■ What is required ■
Take the line containing "What React, TypeScript", the line containing "leading-[32px] font-bold tracking-[0.1px]", and all lines between them, and transcribe them exactly. Leave out pictures.

■ Excerpted data ■
━━━━━━━━━━━━━━━━━━━━━━━━━━━━━━

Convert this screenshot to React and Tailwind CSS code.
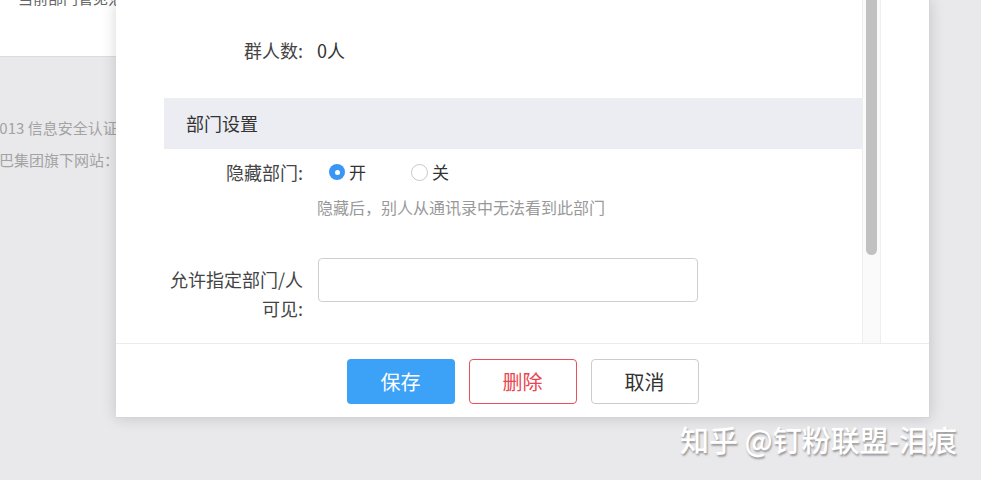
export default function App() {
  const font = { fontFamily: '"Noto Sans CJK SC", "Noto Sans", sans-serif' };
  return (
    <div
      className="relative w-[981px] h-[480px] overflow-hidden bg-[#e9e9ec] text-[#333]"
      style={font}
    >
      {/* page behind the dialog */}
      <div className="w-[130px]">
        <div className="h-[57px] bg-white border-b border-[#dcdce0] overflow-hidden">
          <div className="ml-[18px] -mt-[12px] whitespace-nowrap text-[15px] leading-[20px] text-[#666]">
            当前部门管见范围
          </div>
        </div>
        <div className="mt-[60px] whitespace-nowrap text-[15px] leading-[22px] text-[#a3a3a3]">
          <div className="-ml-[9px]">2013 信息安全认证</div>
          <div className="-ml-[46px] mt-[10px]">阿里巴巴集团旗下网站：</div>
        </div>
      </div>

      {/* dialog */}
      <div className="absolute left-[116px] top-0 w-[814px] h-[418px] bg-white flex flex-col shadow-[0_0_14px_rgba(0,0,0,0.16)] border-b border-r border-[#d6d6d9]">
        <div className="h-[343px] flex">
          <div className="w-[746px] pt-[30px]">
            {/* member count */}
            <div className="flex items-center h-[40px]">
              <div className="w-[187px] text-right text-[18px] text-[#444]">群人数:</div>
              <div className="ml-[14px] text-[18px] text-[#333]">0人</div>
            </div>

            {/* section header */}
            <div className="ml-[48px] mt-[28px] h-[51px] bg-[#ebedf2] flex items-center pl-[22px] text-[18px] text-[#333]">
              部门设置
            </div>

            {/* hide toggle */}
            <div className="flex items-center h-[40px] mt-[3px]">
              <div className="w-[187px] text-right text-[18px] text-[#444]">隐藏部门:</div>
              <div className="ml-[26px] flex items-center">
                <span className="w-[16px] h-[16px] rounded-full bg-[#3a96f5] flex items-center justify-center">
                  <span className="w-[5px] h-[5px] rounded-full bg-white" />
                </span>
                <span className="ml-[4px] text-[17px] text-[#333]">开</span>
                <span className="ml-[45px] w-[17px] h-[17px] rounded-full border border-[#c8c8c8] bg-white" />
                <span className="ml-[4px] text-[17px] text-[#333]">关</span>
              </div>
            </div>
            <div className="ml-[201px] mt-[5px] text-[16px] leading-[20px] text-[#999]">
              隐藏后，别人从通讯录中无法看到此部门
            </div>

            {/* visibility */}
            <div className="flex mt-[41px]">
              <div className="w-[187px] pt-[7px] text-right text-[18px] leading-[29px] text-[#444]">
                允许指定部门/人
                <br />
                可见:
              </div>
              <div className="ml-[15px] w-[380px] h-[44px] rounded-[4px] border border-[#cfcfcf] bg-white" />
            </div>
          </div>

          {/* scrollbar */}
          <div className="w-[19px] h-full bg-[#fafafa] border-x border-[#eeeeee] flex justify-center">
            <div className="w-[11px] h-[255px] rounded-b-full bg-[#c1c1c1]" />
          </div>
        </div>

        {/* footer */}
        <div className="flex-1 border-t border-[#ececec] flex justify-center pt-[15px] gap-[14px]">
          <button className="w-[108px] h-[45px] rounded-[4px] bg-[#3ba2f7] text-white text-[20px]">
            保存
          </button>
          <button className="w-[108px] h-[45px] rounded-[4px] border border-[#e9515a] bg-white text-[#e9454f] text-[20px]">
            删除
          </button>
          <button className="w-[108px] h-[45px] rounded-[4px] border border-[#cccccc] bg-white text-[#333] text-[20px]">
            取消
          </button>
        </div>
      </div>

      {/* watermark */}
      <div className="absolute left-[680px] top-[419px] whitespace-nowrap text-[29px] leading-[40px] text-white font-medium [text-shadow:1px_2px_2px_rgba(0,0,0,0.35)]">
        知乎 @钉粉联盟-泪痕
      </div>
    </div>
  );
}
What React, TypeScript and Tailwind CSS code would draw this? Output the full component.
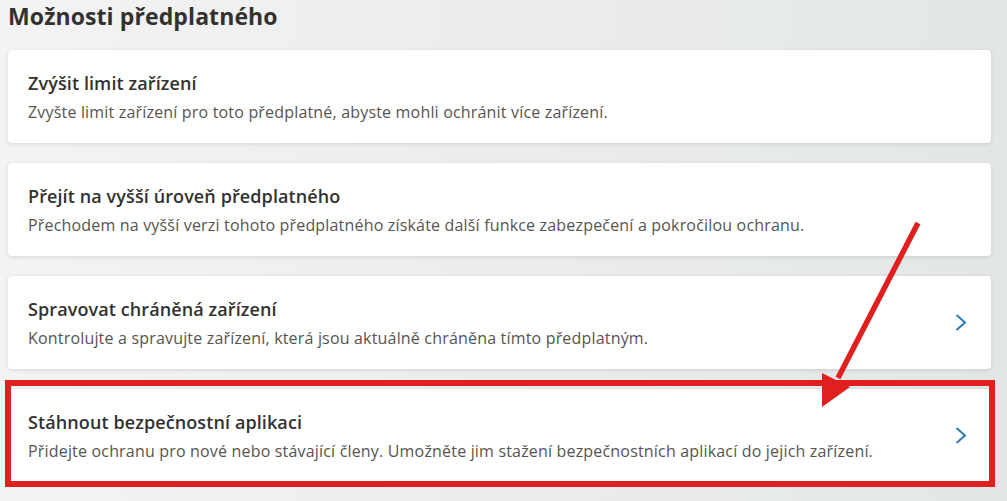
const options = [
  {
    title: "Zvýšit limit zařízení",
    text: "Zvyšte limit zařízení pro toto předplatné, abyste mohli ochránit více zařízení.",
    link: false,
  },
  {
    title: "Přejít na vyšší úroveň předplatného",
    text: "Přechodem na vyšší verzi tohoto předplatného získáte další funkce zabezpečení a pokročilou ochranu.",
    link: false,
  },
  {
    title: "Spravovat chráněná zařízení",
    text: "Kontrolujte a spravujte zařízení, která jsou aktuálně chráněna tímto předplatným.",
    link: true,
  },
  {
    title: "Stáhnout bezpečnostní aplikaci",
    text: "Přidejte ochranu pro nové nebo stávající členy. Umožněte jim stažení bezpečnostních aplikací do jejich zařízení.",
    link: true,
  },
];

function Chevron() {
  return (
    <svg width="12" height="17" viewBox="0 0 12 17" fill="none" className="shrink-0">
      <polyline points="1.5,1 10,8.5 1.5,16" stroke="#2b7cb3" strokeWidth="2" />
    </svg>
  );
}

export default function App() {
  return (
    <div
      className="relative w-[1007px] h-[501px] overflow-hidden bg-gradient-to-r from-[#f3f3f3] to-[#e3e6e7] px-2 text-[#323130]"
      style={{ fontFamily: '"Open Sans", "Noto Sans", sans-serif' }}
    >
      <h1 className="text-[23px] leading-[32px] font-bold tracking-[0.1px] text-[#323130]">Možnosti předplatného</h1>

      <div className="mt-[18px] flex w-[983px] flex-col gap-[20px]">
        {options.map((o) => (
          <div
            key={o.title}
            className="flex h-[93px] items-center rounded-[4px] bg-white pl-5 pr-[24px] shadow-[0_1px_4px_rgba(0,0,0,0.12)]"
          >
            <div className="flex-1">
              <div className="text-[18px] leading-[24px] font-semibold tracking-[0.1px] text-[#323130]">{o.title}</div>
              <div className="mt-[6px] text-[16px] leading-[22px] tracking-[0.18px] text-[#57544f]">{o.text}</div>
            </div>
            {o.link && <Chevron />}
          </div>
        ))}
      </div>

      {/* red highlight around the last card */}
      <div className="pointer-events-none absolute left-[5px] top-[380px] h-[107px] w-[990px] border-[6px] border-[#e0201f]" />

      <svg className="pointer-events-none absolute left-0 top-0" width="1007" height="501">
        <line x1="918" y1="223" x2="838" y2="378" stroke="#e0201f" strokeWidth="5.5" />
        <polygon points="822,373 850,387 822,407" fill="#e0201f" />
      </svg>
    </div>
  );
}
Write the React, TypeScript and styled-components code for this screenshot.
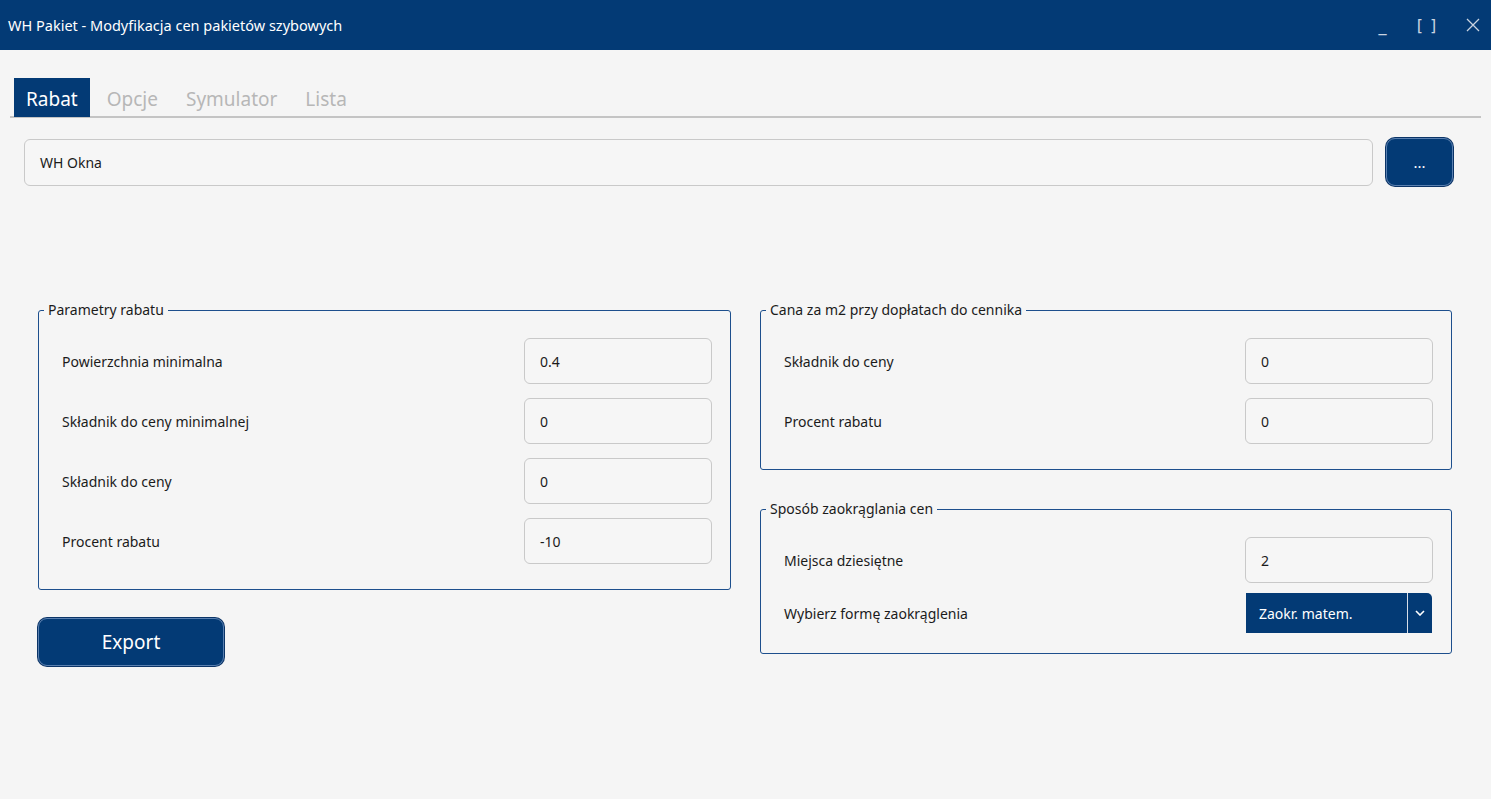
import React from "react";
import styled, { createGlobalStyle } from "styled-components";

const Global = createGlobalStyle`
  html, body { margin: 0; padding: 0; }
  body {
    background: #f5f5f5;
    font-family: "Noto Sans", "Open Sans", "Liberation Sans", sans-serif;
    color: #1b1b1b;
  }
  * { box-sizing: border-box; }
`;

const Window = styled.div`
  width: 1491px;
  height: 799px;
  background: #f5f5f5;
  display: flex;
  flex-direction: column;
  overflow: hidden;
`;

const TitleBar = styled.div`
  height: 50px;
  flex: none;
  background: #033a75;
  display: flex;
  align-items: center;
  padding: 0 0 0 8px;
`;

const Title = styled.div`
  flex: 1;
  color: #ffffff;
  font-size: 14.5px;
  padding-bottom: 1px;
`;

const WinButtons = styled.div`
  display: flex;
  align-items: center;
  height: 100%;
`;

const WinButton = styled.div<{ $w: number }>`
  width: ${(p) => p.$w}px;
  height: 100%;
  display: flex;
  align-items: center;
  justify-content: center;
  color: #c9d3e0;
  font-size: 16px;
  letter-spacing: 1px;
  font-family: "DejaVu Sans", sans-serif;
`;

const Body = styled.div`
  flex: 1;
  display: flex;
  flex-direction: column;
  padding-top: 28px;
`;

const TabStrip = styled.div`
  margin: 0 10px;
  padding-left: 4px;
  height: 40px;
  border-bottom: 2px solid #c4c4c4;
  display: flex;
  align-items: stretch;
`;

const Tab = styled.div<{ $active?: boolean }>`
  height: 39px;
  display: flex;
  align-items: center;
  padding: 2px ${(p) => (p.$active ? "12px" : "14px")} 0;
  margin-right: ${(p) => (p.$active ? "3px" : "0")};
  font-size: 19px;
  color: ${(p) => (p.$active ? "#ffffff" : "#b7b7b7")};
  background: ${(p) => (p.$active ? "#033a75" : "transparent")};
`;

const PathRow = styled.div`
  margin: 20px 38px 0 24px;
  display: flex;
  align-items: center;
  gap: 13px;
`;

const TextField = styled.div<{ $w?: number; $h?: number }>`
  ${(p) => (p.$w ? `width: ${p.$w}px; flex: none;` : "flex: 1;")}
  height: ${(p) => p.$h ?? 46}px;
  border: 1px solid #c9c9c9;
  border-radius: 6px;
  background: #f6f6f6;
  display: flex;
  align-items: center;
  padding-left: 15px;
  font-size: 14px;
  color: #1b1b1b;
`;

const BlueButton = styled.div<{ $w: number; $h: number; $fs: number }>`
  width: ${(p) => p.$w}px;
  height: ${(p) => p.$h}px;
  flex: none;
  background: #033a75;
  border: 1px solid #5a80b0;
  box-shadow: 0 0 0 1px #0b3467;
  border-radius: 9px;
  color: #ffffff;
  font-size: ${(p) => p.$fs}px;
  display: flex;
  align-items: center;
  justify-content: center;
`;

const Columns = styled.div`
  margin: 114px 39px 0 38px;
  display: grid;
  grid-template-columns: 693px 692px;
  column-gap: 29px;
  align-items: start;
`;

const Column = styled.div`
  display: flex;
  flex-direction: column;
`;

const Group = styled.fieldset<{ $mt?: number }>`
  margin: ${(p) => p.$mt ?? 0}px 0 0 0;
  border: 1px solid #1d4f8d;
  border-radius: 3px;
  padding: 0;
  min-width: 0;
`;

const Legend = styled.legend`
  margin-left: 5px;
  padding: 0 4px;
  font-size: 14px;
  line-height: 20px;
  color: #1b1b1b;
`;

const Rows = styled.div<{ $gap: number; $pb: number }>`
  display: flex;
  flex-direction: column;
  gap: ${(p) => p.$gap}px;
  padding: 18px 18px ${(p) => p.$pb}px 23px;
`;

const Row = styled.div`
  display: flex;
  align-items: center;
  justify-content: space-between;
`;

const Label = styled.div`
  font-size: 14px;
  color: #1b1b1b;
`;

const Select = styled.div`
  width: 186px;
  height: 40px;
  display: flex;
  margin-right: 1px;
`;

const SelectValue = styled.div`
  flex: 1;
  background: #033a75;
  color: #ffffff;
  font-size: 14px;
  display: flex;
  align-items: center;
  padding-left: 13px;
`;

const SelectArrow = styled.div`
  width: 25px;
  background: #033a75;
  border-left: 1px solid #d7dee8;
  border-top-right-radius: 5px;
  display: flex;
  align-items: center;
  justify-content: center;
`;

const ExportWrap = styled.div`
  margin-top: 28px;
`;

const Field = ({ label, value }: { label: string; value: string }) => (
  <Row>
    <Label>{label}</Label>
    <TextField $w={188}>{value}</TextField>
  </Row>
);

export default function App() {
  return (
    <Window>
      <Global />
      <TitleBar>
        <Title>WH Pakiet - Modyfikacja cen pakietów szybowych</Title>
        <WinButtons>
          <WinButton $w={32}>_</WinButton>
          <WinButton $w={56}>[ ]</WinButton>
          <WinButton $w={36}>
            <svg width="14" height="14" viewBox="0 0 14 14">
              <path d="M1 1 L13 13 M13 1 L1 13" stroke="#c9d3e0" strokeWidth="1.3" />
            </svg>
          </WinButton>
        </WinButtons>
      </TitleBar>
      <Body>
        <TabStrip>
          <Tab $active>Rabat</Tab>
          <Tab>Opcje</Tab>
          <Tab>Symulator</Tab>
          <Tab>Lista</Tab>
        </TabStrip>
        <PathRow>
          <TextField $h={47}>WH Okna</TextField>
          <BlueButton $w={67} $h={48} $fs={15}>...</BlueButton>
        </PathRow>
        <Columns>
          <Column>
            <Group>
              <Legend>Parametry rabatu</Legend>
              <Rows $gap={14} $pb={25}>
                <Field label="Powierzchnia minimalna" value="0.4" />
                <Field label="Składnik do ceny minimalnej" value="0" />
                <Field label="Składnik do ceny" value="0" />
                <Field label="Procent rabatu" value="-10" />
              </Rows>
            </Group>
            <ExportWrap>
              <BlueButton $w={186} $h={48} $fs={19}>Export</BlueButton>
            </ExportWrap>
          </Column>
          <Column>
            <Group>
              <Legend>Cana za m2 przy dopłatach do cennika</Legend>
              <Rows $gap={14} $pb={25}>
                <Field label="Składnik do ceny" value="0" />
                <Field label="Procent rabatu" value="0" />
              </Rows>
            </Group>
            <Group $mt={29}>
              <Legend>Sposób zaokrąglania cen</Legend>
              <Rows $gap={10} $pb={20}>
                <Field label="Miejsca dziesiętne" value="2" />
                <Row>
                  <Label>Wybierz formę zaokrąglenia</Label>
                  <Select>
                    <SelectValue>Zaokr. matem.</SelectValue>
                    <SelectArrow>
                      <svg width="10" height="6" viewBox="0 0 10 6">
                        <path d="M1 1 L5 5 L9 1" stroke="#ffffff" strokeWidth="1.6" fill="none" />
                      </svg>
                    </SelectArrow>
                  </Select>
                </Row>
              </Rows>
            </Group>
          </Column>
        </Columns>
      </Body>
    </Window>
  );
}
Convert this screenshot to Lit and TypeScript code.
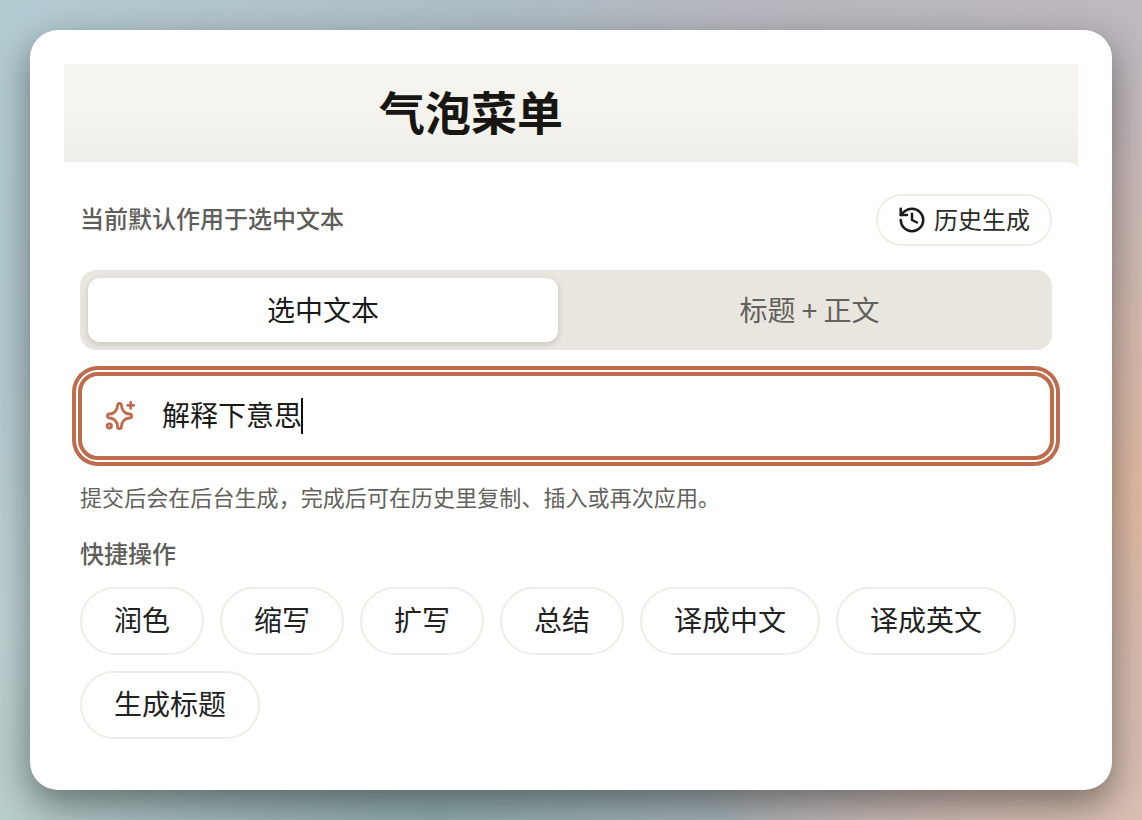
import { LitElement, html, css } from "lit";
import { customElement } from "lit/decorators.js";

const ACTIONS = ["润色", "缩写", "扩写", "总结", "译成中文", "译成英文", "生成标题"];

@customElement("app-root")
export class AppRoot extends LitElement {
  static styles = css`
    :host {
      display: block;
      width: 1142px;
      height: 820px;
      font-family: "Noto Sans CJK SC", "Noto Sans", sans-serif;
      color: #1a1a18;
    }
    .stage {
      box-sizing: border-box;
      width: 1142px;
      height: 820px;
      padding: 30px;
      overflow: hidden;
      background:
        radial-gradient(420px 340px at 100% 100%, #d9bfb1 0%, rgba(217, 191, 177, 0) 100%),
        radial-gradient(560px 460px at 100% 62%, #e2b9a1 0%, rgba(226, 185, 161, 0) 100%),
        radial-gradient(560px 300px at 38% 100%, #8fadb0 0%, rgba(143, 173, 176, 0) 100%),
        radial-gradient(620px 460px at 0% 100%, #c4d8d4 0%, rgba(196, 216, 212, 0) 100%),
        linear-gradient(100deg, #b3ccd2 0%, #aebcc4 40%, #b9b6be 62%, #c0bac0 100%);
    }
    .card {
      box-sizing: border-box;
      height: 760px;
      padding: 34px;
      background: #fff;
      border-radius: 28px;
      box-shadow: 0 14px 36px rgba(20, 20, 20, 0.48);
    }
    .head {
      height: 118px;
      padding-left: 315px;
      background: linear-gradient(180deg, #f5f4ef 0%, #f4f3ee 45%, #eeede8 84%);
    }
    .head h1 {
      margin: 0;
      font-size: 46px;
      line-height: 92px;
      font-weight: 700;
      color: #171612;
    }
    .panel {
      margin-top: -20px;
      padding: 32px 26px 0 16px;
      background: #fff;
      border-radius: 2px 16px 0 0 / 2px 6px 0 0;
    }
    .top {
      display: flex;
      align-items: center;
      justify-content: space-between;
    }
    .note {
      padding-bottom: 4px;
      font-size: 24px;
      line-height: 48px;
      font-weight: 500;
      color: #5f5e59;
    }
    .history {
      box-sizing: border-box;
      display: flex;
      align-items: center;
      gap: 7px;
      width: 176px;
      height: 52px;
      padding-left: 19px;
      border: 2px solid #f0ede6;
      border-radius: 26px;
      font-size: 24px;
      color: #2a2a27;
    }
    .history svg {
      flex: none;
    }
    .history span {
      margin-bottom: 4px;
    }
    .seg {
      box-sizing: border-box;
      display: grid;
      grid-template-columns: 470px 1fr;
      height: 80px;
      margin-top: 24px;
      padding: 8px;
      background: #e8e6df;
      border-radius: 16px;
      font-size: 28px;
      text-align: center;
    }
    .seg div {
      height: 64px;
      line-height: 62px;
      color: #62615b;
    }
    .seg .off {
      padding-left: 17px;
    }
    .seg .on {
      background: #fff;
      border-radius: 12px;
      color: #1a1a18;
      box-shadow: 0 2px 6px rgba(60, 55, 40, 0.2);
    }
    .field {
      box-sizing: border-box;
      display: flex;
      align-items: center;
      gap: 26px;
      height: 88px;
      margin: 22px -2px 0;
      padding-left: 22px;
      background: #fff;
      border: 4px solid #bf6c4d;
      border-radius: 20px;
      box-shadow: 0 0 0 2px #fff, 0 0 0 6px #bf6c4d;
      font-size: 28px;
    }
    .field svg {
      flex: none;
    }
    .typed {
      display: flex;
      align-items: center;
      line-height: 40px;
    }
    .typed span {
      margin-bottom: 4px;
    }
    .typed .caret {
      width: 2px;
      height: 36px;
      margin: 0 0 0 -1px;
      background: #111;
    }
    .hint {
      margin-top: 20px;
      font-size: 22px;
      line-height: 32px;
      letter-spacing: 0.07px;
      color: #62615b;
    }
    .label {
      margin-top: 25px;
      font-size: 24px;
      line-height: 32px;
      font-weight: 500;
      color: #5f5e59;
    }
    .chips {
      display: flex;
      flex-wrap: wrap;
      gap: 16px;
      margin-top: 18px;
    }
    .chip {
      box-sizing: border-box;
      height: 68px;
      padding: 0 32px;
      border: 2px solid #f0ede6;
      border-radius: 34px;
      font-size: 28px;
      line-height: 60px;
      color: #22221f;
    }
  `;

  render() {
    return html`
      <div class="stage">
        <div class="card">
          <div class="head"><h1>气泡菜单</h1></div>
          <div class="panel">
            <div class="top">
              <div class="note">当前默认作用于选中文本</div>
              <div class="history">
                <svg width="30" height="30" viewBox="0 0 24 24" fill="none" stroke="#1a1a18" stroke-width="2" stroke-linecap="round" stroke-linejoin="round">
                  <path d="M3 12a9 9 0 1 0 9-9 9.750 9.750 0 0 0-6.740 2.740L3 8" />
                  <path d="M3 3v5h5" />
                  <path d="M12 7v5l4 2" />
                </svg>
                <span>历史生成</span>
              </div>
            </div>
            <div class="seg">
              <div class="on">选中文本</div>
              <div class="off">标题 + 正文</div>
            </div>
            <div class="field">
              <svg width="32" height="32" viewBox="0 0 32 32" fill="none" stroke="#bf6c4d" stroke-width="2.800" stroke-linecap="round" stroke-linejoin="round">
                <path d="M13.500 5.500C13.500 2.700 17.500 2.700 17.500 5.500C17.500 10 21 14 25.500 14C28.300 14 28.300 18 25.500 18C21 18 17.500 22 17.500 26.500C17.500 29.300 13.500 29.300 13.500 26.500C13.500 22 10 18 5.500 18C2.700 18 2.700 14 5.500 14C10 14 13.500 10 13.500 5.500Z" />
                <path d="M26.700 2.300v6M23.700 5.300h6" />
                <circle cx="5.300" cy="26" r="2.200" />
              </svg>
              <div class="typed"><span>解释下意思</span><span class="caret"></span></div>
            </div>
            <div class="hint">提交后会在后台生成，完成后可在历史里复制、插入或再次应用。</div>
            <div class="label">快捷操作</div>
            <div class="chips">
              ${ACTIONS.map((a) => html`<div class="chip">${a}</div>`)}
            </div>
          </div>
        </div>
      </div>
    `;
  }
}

━━━━━━━━━━━━━━━━━━━━━━━━━━━━━━

■ Response to the task ■
What React, TypeScript and Tailwind CSS code would draw this? Output the full component.
const options = [
  {
    title: "Zvýšit limit zařízení",
    text: "Zvyšte limit zařízení pro toto předplatné, abyste mohli ochránit více zařízení.",
    link: false,
  },
  {
    title: "Přejít na vyšší úroveň předplatného",
    text: "Přechodem na vyšší verzi tohoto předplatného získáte další funkce zabezpečení a pokročilou ochranu.",
    link: false,
  },
  {
    title: "Spravovat chráněná zařízení",
    text: "Kontrolujte a spravujte zařízení, která jsou aktuálně chráněna tímto předplatným.",
    link: true,
  },
  {
    title: "Stáhnout bezpečnostní aplikaci",
    text: "Přidejte ochranu pro nové nebo stávající členy. Umožněte jim stažení bezpečnostních aplikací do jejich zařízení.",
    link: true,
  },
];

function Chevron() {
  return (
    <svg width="12" height="17" viewBox="0 0 12 17" fill="none" className="shrink-0">
      <polyline points="1.5,1 10,8.5 1.5,16" stroke="#2b7cb3" strokeWidth="2" />
    </svg>
  );
}

export default function App() {
  return (
    <div
      className="relative w-[1007px] h-[501px] overflow-hidden bg-gradient-to-r from-[#f3f3f3] to-[#e3e6e7] px-2 text-[#323130]"
      style={{ fontFamily: '"Open Sans", "Noto Sans", sans-serif' }}
    >
      <h1 className="text-[23px] leading-[32px] font-bold tracking-[0.1px] text-[#323130]">Možnosti předplatného</h1>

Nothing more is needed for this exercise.